Thermodynamic analysis of Stirling engine systems : Applications for combined heat and power

Abstract: Increasing energy demands and environmental problems require innovative systems for electrical and thermal energy production. In this scenario, the development of small scale energy systems has become an interesting alternative to the conventional large scale centralized plants. Among these alternatives, small scale combined heat and power (CHP) plants based on Stirling Engines (SE) have attracted the interest among research and industry due to the potential advantages that offers. These include low maintenance, low noise during operation, a theoretically high electrical efficiency, and principally the fuel flexibility that the system offers.

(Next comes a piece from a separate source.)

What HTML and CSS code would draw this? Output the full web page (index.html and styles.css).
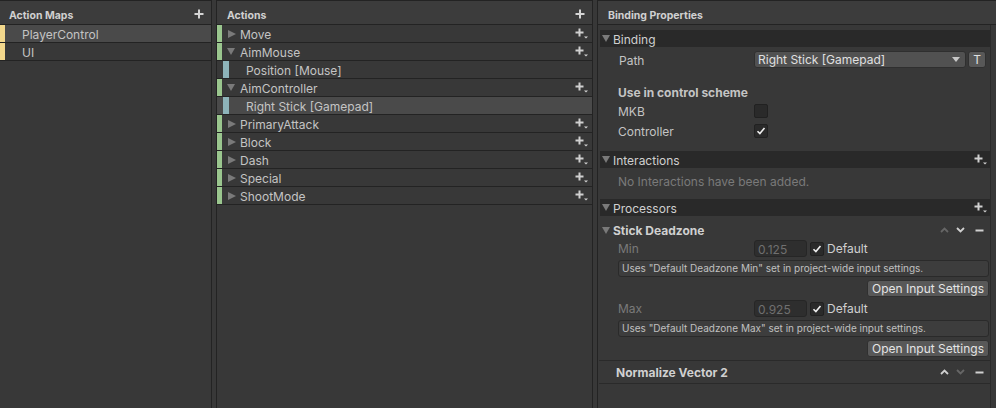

However, actual engine performances present very low electrical efficiencies and consequently few successful prototypes reached commercial maturity at elevated costs.Considering this situation, this thesis presents a numerical thermodynamic study for micro scale CHP-SE systems. The study is divided in two parts: The first part covers the engine analysis; and the second part studies the thermodynamic performance of the overall CHP-SE system. For the engine analysis a detailed thermodynamic model suitable for the simulation of different engine configurations was developed. The model capability to predict the engine performance was validated with experimental data obtained from two different engines: The GPU-3 Stirling engine studied by Lewis Research Centre; and the Genoa engine studied on the experimental rig built at the Energy Department at the Royal Institute of Technology (KTH). The second part of the research complemented the study with the analysis of the overall CHP-SE system. This included numerical simulations of the different CHP components and the sensitivity analysis for selected design parameters.The complete study permitted to assess the different operational and design configurations for the engine and the CHP components. These improvements could be implemented for test field evaluations and thus foster the development of more efficient SE-CHP systems. In addition, the detailed thermodynamic-design methodology for the SE-CHP systems was established and the numerical tool for the design assessment was developed.